One of the more depressing developments in the modern world is how instant this and instant that have become the dominant fashion. It is, of course, part of the rapid and unstoppable growth of the consumer society which has been set up as the one great model all the world must follow – more and more and more of less and less and less of anything that really has substance and value and lasting significance. Licket and lashet are part and parcel of this terrible trend. In their own way they are as much a sign of the times as fast-food outlets.

From the outset, these crude variants of the game were aptly named. Limited over cricket. Correct. Limited in every sense of the word. So much that is beautiful and subtle and intriguing in the original game is missing. Variety. Plot and sub-plot. And elegance has departed, elegance and grace.

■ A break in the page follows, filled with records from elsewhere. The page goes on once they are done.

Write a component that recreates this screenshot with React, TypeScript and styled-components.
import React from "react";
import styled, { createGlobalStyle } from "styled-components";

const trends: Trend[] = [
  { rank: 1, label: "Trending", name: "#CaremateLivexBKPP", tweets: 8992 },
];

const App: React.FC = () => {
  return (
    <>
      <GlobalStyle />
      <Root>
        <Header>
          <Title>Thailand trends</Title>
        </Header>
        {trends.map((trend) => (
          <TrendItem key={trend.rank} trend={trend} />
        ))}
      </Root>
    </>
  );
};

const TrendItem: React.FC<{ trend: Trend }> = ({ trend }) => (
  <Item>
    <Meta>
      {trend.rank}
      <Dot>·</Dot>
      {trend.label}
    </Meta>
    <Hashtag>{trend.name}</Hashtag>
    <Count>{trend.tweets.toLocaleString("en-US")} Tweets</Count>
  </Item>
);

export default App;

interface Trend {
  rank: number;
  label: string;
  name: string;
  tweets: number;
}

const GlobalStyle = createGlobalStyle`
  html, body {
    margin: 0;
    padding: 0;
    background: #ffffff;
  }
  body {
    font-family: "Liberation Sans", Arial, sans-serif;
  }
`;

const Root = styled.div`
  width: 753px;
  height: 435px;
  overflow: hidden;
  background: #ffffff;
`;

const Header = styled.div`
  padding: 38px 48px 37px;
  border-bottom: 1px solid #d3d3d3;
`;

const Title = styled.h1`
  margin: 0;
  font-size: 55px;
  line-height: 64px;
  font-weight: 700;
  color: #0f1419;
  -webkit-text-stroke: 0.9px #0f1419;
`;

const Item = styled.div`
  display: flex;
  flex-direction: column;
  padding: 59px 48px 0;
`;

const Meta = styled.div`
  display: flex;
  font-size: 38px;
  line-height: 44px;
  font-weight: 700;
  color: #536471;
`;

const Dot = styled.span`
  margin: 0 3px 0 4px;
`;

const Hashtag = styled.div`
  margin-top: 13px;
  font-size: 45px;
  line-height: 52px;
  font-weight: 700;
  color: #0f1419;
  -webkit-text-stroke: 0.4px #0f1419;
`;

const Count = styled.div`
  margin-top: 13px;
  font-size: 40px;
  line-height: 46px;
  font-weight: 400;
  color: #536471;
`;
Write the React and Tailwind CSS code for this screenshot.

In the third part of Edmund Burke’s A Philosophical Enquiry into the Origin of Our Ideas of the Sublime and Beautiful, published in 1757, there is a heading titled Grace. “Gracefulness,” Burke writes, “is an idea belonging to posture and motion. In both these, to be graceful, it is requisite that there be no appearance of difficulty: there is required a small inflection of the body whose various parts  should be not angular, but melted as it were into each other.”

Burke might have had in mind what so often we have been, and are, privileged to see in the great game of cricket. Sadly, in his Enquiry he would have found little of interest in these new inventions designed to milk the market.